**PROBLEM TO WORK ON:**
Please quote the material exactly, every line of it.

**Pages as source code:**
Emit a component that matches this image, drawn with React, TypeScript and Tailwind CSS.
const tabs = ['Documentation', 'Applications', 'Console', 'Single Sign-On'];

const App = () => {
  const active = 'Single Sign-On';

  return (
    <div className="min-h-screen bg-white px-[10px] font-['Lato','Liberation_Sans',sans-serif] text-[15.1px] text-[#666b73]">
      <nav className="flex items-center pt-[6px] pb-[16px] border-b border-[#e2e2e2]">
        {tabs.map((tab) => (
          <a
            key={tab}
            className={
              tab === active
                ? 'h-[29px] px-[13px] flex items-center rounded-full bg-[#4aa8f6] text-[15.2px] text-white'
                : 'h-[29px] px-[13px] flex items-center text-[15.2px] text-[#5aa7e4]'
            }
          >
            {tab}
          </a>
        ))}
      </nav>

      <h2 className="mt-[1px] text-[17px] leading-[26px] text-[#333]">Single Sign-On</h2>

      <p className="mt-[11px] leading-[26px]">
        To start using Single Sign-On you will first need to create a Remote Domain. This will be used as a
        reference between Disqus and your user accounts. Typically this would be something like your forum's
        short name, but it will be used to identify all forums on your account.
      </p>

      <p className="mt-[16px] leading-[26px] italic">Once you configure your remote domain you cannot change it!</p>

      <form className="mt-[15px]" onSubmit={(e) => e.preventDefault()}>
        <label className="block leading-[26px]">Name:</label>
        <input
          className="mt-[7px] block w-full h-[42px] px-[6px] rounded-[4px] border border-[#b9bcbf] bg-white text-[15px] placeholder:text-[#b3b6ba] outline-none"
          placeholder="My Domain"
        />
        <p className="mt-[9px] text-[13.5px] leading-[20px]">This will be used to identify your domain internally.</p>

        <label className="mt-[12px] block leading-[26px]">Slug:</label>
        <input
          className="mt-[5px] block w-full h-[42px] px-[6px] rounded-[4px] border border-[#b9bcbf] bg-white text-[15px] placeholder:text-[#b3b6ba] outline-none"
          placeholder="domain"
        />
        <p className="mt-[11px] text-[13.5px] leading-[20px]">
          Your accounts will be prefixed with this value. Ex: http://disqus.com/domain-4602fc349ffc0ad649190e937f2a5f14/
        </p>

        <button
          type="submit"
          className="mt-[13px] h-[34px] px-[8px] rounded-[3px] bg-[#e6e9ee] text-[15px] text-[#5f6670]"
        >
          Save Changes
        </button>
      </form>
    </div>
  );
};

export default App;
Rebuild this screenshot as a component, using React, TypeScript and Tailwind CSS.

**EXERCISE SOLUTION:**
Emit a component that matches this image, drawn with React, TypeScript and Tailwind CSS.
const tabs = ['Documentation', 'Applications', 'Console', 'Single Sign-On'];

const App = () => {
  const active = 'Single Sign-On';

  return (
    <div className="min-h-screen bg-white px-[10px] font-['Lato','Liberation_Sans',sans-serif] text-[15.1px] text-[#666b73]">
      <nav className="flex items-center pt-[6px] pb-[16px] border-b border-[#e2e2e2]">
        {tabs.map((tab) => (
          <a
            key={tab}
            className={
              tab === active
                ? 'h-[29px] px-[13px] flex items-center rounded-full bg-[#4aa8f6] text-[15.2px] text-white'
                : 'h-[29px] px-[13px] flex items-center text-[15.2px] text-[#5aa7e4]'
            }
          >
            {tab}
          </a>
        ))}
      </nav>

      <h2 className="mt-[1px] text-[17px] leading-[26px] text-[#333]">Single Sign-On</h2>

      <p className="mt-[11px] leading-[26px]">
        To start using Single Sign-On you will first need to create a Remote Domain. This will be used as a
        reference between Disqus and your user accounts. Typically this would be something like your forum's
        short name, but it will be used to identify all forums on your account.
      </p>

      <p className="mt-[16px] leading-[26px] italic">Once you configure your remote domain you cannot change it!</p>

      <form className="mt-[15px]" onSubmit={(e) => e.preventDefault()}>
        <label className="block leading-[26px]">Name:</label>
        <input
          className="mt-[7px] block w-full h-[42px] px-[6px] rounded-[4px] border border-[#b9bcbf] bg-white text-[15px] placeholder:text-[#b3b6ba] outline-none"
          placeholder="My Domain"
        />
        <p className="mt-[9px] text-[13.5px] leading-[20px]">This will be used to identify your domain internally.</p>

        <label className="mt-[12px] block leading-[26px]">Slug:</label>
        <input
          className="mt-[5px] block w-full h-[42px] px-[6px] rounded-[4px] border border-[#b9bcbf] bg-white text-[15px] placeholder:text-[#b3b6ba] outline-none"
          placeholder="domain"
        />
        <p className="mt-[11px] text-[13.5px] leading-[20px]">
          Your accounts will be prefixed with this value. Ex: http://disqus.com/domain-4602fc349ffc0ad649190e937f2a5f14/
        </p>

        <button
          type="submit"
          className="mt-[13px] h-[34px] px-[8px] rounded-[3px] bg-[#e6e9ee] text-[15px] text-[#5f6670]"
        >
          Save Changes
        </button>
      </form>
    </div>
  );
};

export default App;
Rebuild this screenshot as a component, using React, TypeScript and Tailwind CSS.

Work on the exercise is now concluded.